Exercise prompt: For every line in the records that has the word "code", make a copy.

Data to process:
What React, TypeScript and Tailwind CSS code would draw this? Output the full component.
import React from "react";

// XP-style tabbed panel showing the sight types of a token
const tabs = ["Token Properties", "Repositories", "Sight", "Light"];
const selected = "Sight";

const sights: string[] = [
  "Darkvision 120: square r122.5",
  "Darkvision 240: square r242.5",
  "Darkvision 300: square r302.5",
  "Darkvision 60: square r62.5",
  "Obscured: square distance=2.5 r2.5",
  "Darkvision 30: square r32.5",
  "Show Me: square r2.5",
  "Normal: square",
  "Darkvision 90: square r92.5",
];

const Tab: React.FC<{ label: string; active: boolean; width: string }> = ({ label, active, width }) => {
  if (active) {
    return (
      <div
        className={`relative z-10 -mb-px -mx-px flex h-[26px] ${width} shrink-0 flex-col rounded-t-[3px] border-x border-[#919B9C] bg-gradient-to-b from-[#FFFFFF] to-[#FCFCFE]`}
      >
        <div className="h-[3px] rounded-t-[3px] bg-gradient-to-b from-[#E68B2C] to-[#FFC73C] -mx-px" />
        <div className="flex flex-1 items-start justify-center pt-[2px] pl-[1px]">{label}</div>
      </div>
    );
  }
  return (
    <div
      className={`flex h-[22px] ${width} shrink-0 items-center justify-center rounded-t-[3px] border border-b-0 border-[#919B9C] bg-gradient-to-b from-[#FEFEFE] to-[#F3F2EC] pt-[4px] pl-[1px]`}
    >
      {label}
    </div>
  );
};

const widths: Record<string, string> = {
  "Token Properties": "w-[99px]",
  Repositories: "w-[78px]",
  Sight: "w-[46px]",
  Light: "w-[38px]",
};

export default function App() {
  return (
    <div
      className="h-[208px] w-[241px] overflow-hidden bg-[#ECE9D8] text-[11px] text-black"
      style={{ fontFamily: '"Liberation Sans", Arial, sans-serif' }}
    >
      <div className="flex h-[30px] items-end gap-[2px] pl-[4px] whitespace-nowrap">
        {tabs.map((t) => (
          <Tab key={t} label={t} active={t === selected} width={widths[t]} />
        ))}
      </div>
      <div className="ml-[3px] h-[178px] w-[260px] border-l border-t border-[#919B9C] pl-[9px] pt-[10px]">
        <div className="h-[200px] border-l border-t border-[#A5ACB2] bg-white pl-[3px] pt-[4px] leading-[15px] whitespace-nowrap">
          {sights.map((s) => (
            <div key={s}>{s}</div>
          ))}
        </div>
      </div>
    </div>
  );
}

...

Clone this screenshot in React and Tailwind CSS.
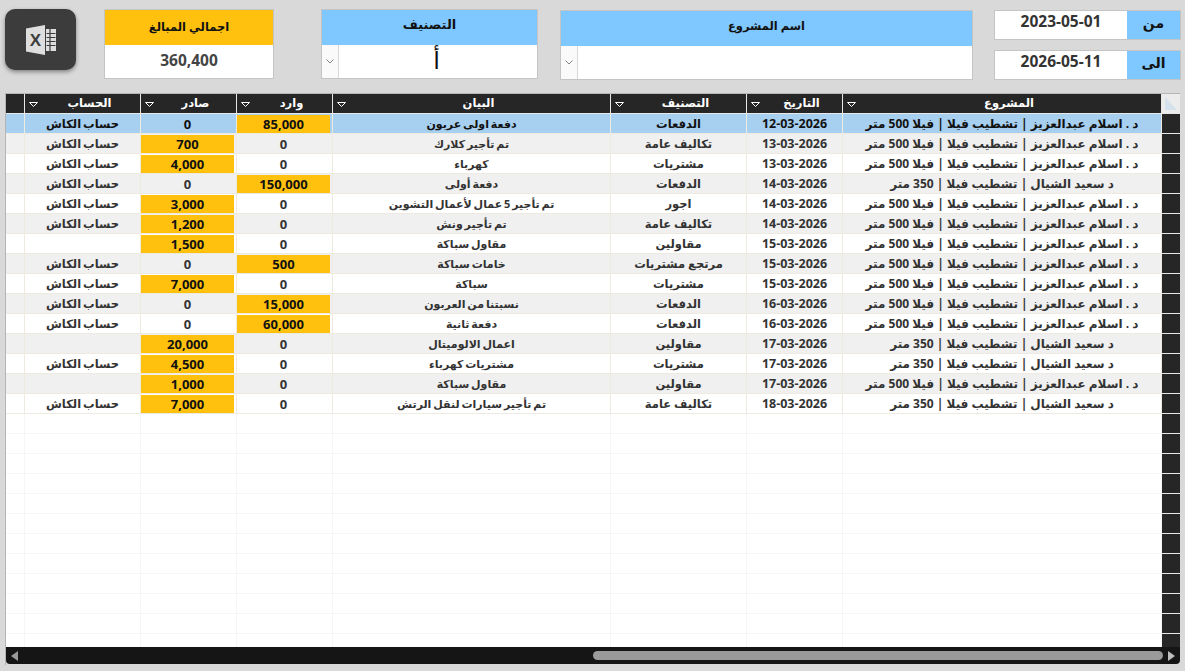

--

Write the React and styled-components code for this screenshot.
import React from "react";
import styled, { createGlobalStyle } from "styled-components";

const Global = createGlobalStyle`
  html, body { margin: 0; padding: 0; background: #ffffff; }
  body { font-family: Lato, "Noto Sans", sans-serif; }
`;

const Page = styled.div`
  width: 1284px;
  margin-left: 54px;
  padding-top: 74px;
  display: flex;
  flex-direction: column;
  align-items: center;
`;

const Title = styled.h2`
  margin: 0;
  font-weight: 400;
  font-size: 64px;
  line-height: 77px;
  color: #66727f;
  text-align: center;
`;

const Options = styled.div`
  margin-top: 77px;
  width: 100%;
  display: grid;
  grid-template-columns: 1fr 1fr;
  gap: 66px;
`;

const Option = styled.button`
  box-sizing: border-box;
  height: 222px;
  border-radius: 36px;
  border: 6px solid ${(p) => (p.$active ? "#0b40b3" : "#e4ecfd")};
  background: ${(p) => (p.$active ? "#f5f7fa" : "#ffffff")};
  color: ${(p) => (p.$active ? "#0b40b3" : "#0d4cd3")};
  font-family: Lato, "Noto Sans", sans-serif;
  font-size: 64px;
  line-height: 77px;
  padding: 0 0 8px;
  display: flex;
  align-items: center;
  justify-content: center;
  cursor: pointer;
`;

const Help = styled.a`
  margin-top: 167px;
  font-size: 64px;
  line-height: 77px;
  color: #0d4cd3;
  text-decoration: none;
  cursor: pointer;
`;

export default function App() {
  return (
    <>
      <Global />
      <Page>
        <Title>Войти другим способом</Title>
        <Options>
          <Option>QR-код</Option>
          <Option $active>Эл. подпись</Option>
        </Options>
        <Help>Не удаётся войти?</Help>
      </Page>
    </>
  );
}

Output for this exercise:
What React, TypeScript and Tailwind CSS code would draw this? Output the full component.
Write the React and styled-components code for this screenshot.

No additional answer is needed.